Lula mudou o costume, promovendo a partilha horizontal, deixando o filé dos Ministérios com o PT e os ossos com os aliados. Deu no mensalão. Vacinados, os partidos afiaram a faca das ambições na lâmina de promessas malsucedidas. E ainda há um grupo à espera de benefícios: os financiadores de campanha. Não desapareceram, apenas refluíram por temerem denúncias de favorecimento. Como a partilha vertical propicia domínio pleno de estruturas, vantagem na disputa por obras e discrição na distribuição dos serviços, o que reanima os financiadores, tudo indica que essa será a metodologia para formar o Maxistério. Maxistério? A palavra inexiste, mas podemos aceitar o neologismo em contraponto a uma organização enxuta, que a fonética de “Ministério” sugere. Nesse ponto, convém aduzir que o governo Lula é o mais generoso da História em matéria de gordura ministerial. Há 34 pastas, com amplas estruturas, subestruturas, empresas, autarquias, grupos de trabalho, formando uma gigantesca cadeia burocrática, fonte que alimenta a fome do Estado.
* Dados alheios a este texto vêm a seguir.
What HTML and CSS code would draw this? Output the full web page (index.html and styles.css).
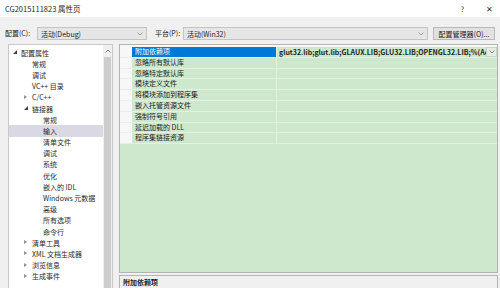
FILE: index.html
```html
<!DOCTYPE html>
<html lang="zh-CN">
<head>
  <meta charset="UTF-8" />
  <title>CG2015111823 属性页</title>
  <link rel="stylesheet" href="styles.css">
</head>
<body>
<div class="window">
  <div class="titlebar">
    <span class="title">CG2015111823 属性页</span>
    <span class="tb-btn help">?</span>
    <span class="tb-btn close">✕</span>
  </div>

  <div class="toolbar">
    <label class="tool-label">配置(C):</label>
    <div class="combo combo-config">
      <span>活动(Debug)</span>
      <svg class="chev" width="6" height="4" viewBox="0 0 6 4"><path d="M0.5 0.5 L3 3 L5.5 0.5" fill="none" stroke="#8a8a8a" stroke-width="0.8"/></svg>
    </div>
    <label class="tool-label platform">平台(P):</label>
    <div class="combo combo-platform">
      <span>活动(Win32)</span>
      <svg class="chev" width="6" height="4" viewBox="0 0 6 4"><path d="M0.5 0.5 L3 3 L5.5 0.5" fill="none" stroke="#8a8a8a" stroke-width="0.8"/></svg>
    </div>
    <button class="cfg-btn">配置管理器(O)...</button>
  </div>

  <div class="main">
    <div class="tree-panel">
      <ul class="tree">
        <li class="lvl0"><span class="twisty open"></span>配置属性</li>
        <li class="lvl1"><span class="twisty"></span>常规</li>
        <li class="lvl1"><span class="twisty"></span>调试</li>
        <li class="lvl1"><span class="twisty"></span>VC++ 目录</li>
        <li class="lvl1"><span class="twisty closed"></span>C/C++</li>
        <li class="lvl1"><span class="twisty open"></span>链接器</li>
        <li class="lvl2"><span class="twisty"></span>常规</li>
        <li class="lvl2 selected"><span class="twisty"></span>输入</li>
        <li class="lvl2"><span class="twisty"></span>清单文件</li>
        <li class="lvl2"><span class="twisty"></span>调试</li>
        <li class="lvl2"><span class="twisty"></span>系统</li>
        <li class="lvl2"><span class="twisty"></span>优化</li>
        <li class="lvl2"><span class="twisty"></span>嵌入的 IDL</li>
        <li class="lvl2"><span class="twisty"></span>Windows 元数据</li>
        <li class="lvl2"><span class="twisty"></span>高级</li>
        <li class="lvl2"><span class="twisty"></span>所有选项</li>
        <li class="lvl2"><span class="twisty"></span>命令行</li>
        <li class="lvl1"><span class="twisty closed"></span>清单工具</li>
        <li class="lvl1"><span class="twisty closed"></span>XML 文档生成器</li>
        <li class="lvl1"><span class="twisty closed"></span>浏览信息</li>
        <li class="lvl1"><span class="twisty closed"></span>生成事件</li>
      </ul>
      <div class="scrollbar">
        <div class="scroll-up">
          <svg width="6" height="4" viewBox="0 0 6 4"><path d="M0.5 3.5 L3 1 L5.5 3.5" fill="none" stroke="#606060" stroke-width="0.8"/></svg>
        </div>
        <div class="scroll-thumb"></div>
      </div>
    </div>

    <div class="right">
      <div class="grid">
        <div class="grid-top"></div>
        <div class="row active">
          <div class="gutter"></div>
          <div class="name">附加依赖项</div>
          <div class="value">
            <span class="value-text">glut32.lib;glut.lib;GLAUX.LIB;GLU32.LIB;OPENGL32.LIB;%(Ad</span>
            <span class="drop">
              <svg width="6" height="4" viewBox="0 0 6 4"><path d="M0.5 0.5 L3 3 L5.5 0.5" fill="none" stroke="#707070" stroke-width="0.8"/></svg>
            </span>
          </div>
        </div>
        <div class="row"><div class="gutter"></div><div class="name">忽略所有默认库</div><div class="value"></div></div>
        <div class="row"><div class="gutter"></div><div class="name">忽略特定默认库</div><div class="value"></div></div>
        <div class="row"><div class="gutter"></div><div class="name">模块定义文件</div><div class="value"></div></div>
        <div class="row"><div class="gutter"></div><div class="name">将模块添加到程序集</div><div class="value"></div></div>
        <div class="row"><div class="gutter"></div><div class="name">嵌入托管资源文件</div><div class="value"></div></div>
        <div class="row"><div class="gutter"></div><div class="name">强制符号引用</div><div class="value"></div></div>
        <div class="row"><div class="gutter"></div><div class="name">延迟加载的 DLL</div><div class="value"></div></div>
        <div class="row"><div class="gutter"></div><div class="name">程序集链接资源</div><div class="value"></div></div>
      </div>
      <div class="desc">
        <div class="desc-title">附加依赖项</div>
      </div>
    </div>
  </div>
</div>
</body>
</html>
```

FILE: styles.css
```css
* {
  box-sizing: border-box;
}

body {
  margin: 0;
  background: #f0f0f0;
  font-family: "Noto Sans CJK SC", "Noto Sans", sans-serif;
  font-size: 7px;
  color: #1e1e1e;
}

.window {
  width: 500px;
  height: 288px;
  overflow: hidden;
  display: flex;
  flex-direction: column;
}

.titlebar {
  height: 17px;
  background: #ffffff;
  display: flex;
  align-items: center;
  padding-left: 5px;
}

.title {
  font-size: 7.5px;
  flex: 1;
}

.tb-btn {
  color: #333;
  font-size: 7px;
}

.help {
  margin-right: 22px;
}

.close {
  margin-right: 7px;
  font-size: 8px;
}

.toolbar {
  height: 27px;
  display: flex;
  align-items: flex-end;
  padding: 0 5px 4px 5px;
}

.tool-label {
  height: 13px;
  line-height: 13px;
  width: 32px;
}

.tool-label.platform {
  width: 28px;
  margin-left: 8px;
}

.combo {
  height: 13px;
  background: #e6e6e6;
  border: 1px solid #c4c4c4;
  display: flex;
  align-items: center;
  justify-content: space-between;
  padding: 0 3px 0 3px;
}

.combo-config {
  width: 110px;
}

.combo-platform {
  width: 245px;
}

.cfg-btn {
  height: 13px;
  width: 62px;
  margin-left: 5px;
  padding: 0;
  border: 1px solid #b8b8b8;
  background: #e1e1e1;
  font-family: inherit;
  font-size: 7px;
  color: #1e1e1e;
}

.main {
  flex: 1;
  display: flex;
  padding-left: 8px;
  gap: 6px;
  min-height: 0;
}

.tree-panel {
  width: 105px;
  background: #ffffff;
  border: 1px solid #c8c8c8;
  border-bottom: none;
  display: flex;
  overflow: hidden;
}

.tree {
  list-style: none;
  margin: 0;
  padding: 2px 0 0 0;
  flex: 1;
  color: #2a2a2a;
}

.tree li {
  height: 11.2px;
  display: flex;
  align-items: center;
  white-space: nowrap;
}

.tree .lvl0 { padding-left: 3px; }
.tree .lvl1 { padding-left: 14px; }
.tree .lvl2 { padding-left: 25px; }

.tree li.selected {
  background: #d9d9e6;
}

.twisty {
  width: 9px;
  height: 5px;
  flex: none;
  position: relative;
}

.twisty.open::before {
  content: "";
  position: absolute;
  left: 1px;
  top: 0;
  border-style: solid;
  border-width: 0 0 4px 4px;
  border-color: transparent transparent #404040 transparent;
}

.twisty.closed::before {
  content: "";
  position: absolute;
  left: 1px;
  top: 0;
  width: 0;
  height: 0;
  border-top: 2.5px solid transparent;
  border-bottom: 2.5px solid transparent;
  border-left: 3px solid #909090;
}

.scrollbar {
  width: 9px;
  flex: none;
  background: #f0f0f0;
  display: flex;
  flex-direction: column;
}

.scroll-up {
  height: 12px;
  display: flex;
  align-items: center;
  justify-content: center;
}

.scroll-thumb {
  flex: 1;
  margin: 0 1px;
  background: #cdcdcd;
}

.right {
  width: 379px;
  display: flex;
  flex-direction: column;
  gap: 2px;
}

.grid {
  flex: 1;
  background: #cde8cd;
  border: 1px solid #b4b4b4;
}

.grid-top {
  height: 2px;
  background: #f7f7f7;
}

.row {
  height: 10.8px;
  display: flex;
  border-bottom: 1px solid #e2f1e2;
}

.gutter {
  width: 12px;
  background: #f7f7f7;
}

.name {
  width: 145px;
  padding-left: 3px;
  line-height: 9.8px;
  border-right: 1px solid #e2f1e2;
  white-space: nowrap;
}

.row.active .name {
  background: #0078d7;
  color: #ffffff;
}

.value {
  flex: 1;
  display: flex;
  align-items: center;
  padding-left: 2px;
  overflow: hidden;
}

.value-text {
  flex: 1;
  font-weight: bold;
  white-space: nowrap;
  overflow: hidden;
}

.drop {
  width: 11px;
  height: 10px;
  background: #e4efe4;
  border: 1px solid #c9d6c9;
  display: flex;
  align-items: center;
  justify-content: center;
}

.desc {
  height: 13px;
  border: 1px solid #b4b4b4;
  border-bottom: none;
  padding-left: 3px;
}

.desc-title {
  font-weight: bold;
  line-height: 12px;
}
```
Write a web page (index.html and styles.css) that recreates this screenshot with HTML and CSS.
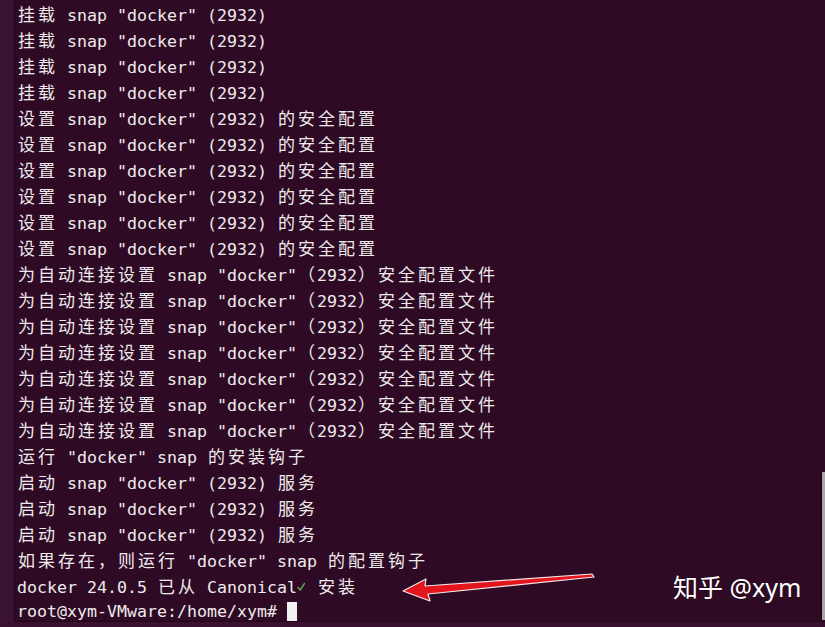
FILE: index.html
```html
<!DOCTYPE html>
<html lang="zh-CN">
<head>
<meta charset="utf-8">
<title>Terminal</title>
<link rel="stylesheet" href="styles.css">
</head>
<body>
<div class="window">
  <div class="gutter"></div>
  <div class="term">
    <div class="line"><span class="c">挂载</span> snap "docker" (2932)</div>
    <div class="line"><span class="c">挂载</span> snap "docker" (2932)</div>
    <div class="line"><span class="c">挂载</span> snap "docker" (2932)</div>
    <div class="line"><span class="c">挂载</span> snap "docker" (2932)</div>
    <div class="line"><span class="c">设置</span> snap "docker" (2932) <span class="c">的安全配置</span></div>
    <div class="line"><span class="c">设置</span> snap "docker" (2932) <span class="c">的安全配置</span></div>
    <div class="line"><span class="c">设置</span> snap "docker" (2932) <span class="c">的安全配置</span></div>
    <div class="line"><span class="c">设置</span> snap "docker" (2932) <span class="c">的安全配置</span></div>
    <div class="line"><span class="c">设置</span> snap "docker" (2932) <span class="c">的安全配置</span></div>
    <div class="line"><span class="c">设置</span> snap "docker" (2932) <span class="c">的安全配置</span></div>
    <div class="line"><span class="c">为自动连接设置</span> snap "docker"<span class="c">（</span>2932<span class="c">）安全配置文件</span></div>
    <div class="line"><span class="c">为自动连接设置</span> snap "docker"<span class="c">（</span>2932<span class="c">）安全配置文件</span></div>
    <div class="line"><span class="c">为自动连接设置</span> snap "docker"<span class="c">（</span>2932<span class="c">）安全配置文件</span></div>
    <div class="line"><span class="c">为自动连接设置</span> snap "docker"<span class="c">（</span>2932<span class="c">）安全配置文件</span></div>
    <div class="line"><span class="c">为自动连接设置</span> snap "docker"<span class="c">（</span>2932<span class="c">）安全配置文件</span></div>
    <div class="line"><span class="c">为自动连接设置</span> snap "docker"<span class="c">（</span>2932<span class="c">）安全配置文件</span></div>
    <div class="line"><span class="c">为自动连接设置</span> snap "docker"<span class="c">（</span>2932<span class="c">）安全配置文件</span></div>
    <div class="line"><span class="c">运行</span> "docker" snap <span class="c">的安装钩子</span></div>
    <div class="line"><span class="c">启动</span> snap "docker" (2932) <span class="c">服务</span></div>
    <div class="line"><span class="c">启动</span> snap "docker" (2932) <span class="c">服务</span></div>
    <div class="line"><span class="c">启动</span> snap "docker" (2932) <span class="c">服务</span></div>
    <div class="line"><span class="c">如果存在，则运行</span> "docker" snap <span class="c">的配置钩子</span></div>
    <div class="line">docker 24.0.5 <span class="c">已从</span> Canonical<svg class="check" width="10" height="26" viewBox="0 0 10 26" xmlns="http://www.w3.org/2000/svg"><polyline points="1,14.5 3.2,17 7.5,10.5" fill="none" stroke="#5fa55a" stroke-width="1.4" stroke-linecap="round" stroke-linejoin="round"/></svg> <span class="c">安装</span></div>
    <div class="line">root@xym-VMware:/home/xym# <span class="cursor"></span></div>

    <svg class="arrow" width="200" height="34" viewBox="400 570 200 34" xmlns="http://www.w3.org/2000/svg">
      <polygon points="403,590 426,578 425,585 592,573 594,576 428,593 430,600" fill="#e3141c" stroke="#f4e6ea" stroke-width="1.2" stroke-linejoin="round"/>
    </svg>
    <div class="watermark">知乎 @xym</div>
    <div class="scrollbar"></div>
  </div>
</div>
</body>
</html>
```

FILE: styles.css
```css
html, body {
  margin: 0;
  padding: 0;
}

body {
  width: 825px;
  height: 627px;
  overflow: hidden;
  background: #3a1230;
}

.window {
  display: flex;
  height: 622px;
}

.gutter {
  width: 14px;
  flex: none;
  background: #3b1332;
}

.term {
  position: relative;
  flex: 1;
  background: #2e0a24;
  border-left: 1px solid #220619;
  border-bottom: 1px solid #1f0517;
  padding: 1px 0 0 2px;
  font-family: "DejaVu Sans Mono", "Liberation Mono", monospace;
  font-size: 16.61px;
  color: #eeeaec;
}

.line {
  height: 26px;
  line-height: 26px;
  white-space: pre;
}

.c {
  font-family: "Noto Sans CJK SC", "Noto Sans CJK JP", sans-serif;
  font-size: 17px;
  letter-spacing: 3px;
  padding-left: 1px;
  margin-right: -1px;
}

.check {
  display: inline-block;
  vertical-align: top;
}

.cursor {
  display: inline-block;
  width: 10px;
  height: 19px;
  background: #f2f0f1;
  vertical-align: -4px;
}

.arrow {
  position: absolute;
  left: 385px;
  top: 571px;
}

.watermark {
  position: absolute;
  left: 658px;
  top: 572px;
  font-family: "Noto Sans", "Noto Sans CJK SC", sans-serif;
  font-size: 25px;
  line-height: 30px;
  color: #ffffff;
  white-space: nowrap;
  text-shadow: 0 0 1px rgba(0,0,0,0.4);
}

.scrollbar {
  position: absolute;
  right: 0;
  top: 472px;
  width: 3px;
  height: 148px;
  background: #aea5aa;
  border-left: 1px solid #1c0414;
}
```
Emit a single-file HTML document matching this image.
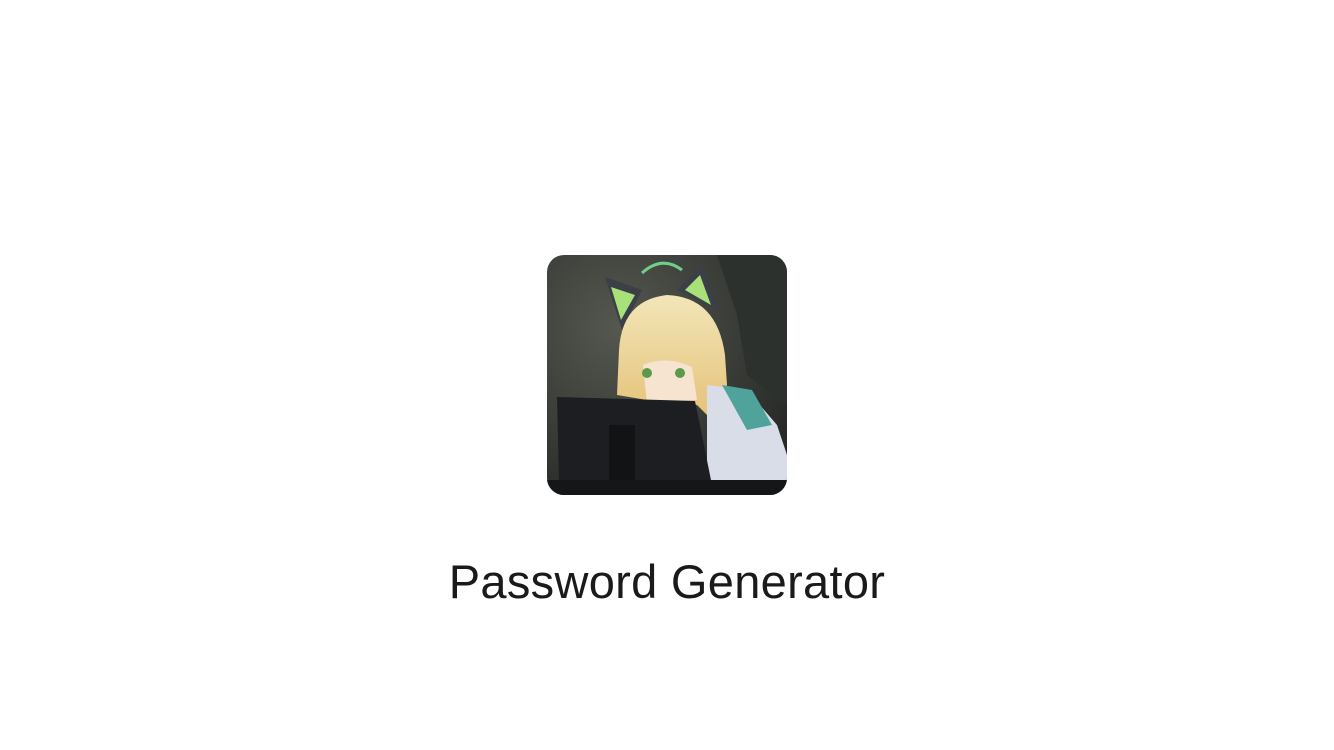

Aliás, a expansão do Estado é um fenômeno contemporâneo. Por volta de 1910, a média do tamanho do setor público em países industrializados significava algo em torno de 12% do PIB. Hoje, em alguns países europeus, como França, Alemanha e escandinavos, o setor público comanda cerca de 50% do PIB. Entre nós, as contas públicas saíram de 14% do PIB, em 1947, chegando a 20% em 1964. No governo FHC, tal índice alcançou 28% do PIB. Hoje deve ultrapassar 30%, enquanto a receita tributária acaba de alcançar 39,79% do PIB, conforme levantamento do Instituto Brasileiro de Planejamento Tributário. O tamanho do governo cresce em função do perverso jogo de trocas, que inclui a entrega de bens públicos a partidos, como a que se assiste.
Enquanto o País aguarda o desfecho da partilha, os números do Brasil fictício pingam: governos de oito Estados não cumpriram a Lei de Responsabilidade Fiscal; os gastos estatais no ano eleitoral de 2006 pularam para R$ 21,1 bilhões (em 2003, a cifra era de R$ 11,6 bilhões); o PAC completa um mês sem discussão, a comprovar que a urgência do lançamento era figura de linguagem; e os 59 arrastões e 21 homicídios no carnaval de Salvador são (pasmem!) louvados pelo comandante da PM da Bahia, para quem essa pequena taxa de violência denota a eficiência de sua polícia. Eis uma modesta amostra do Brasil aproximativo para abrir o ano de trabalho.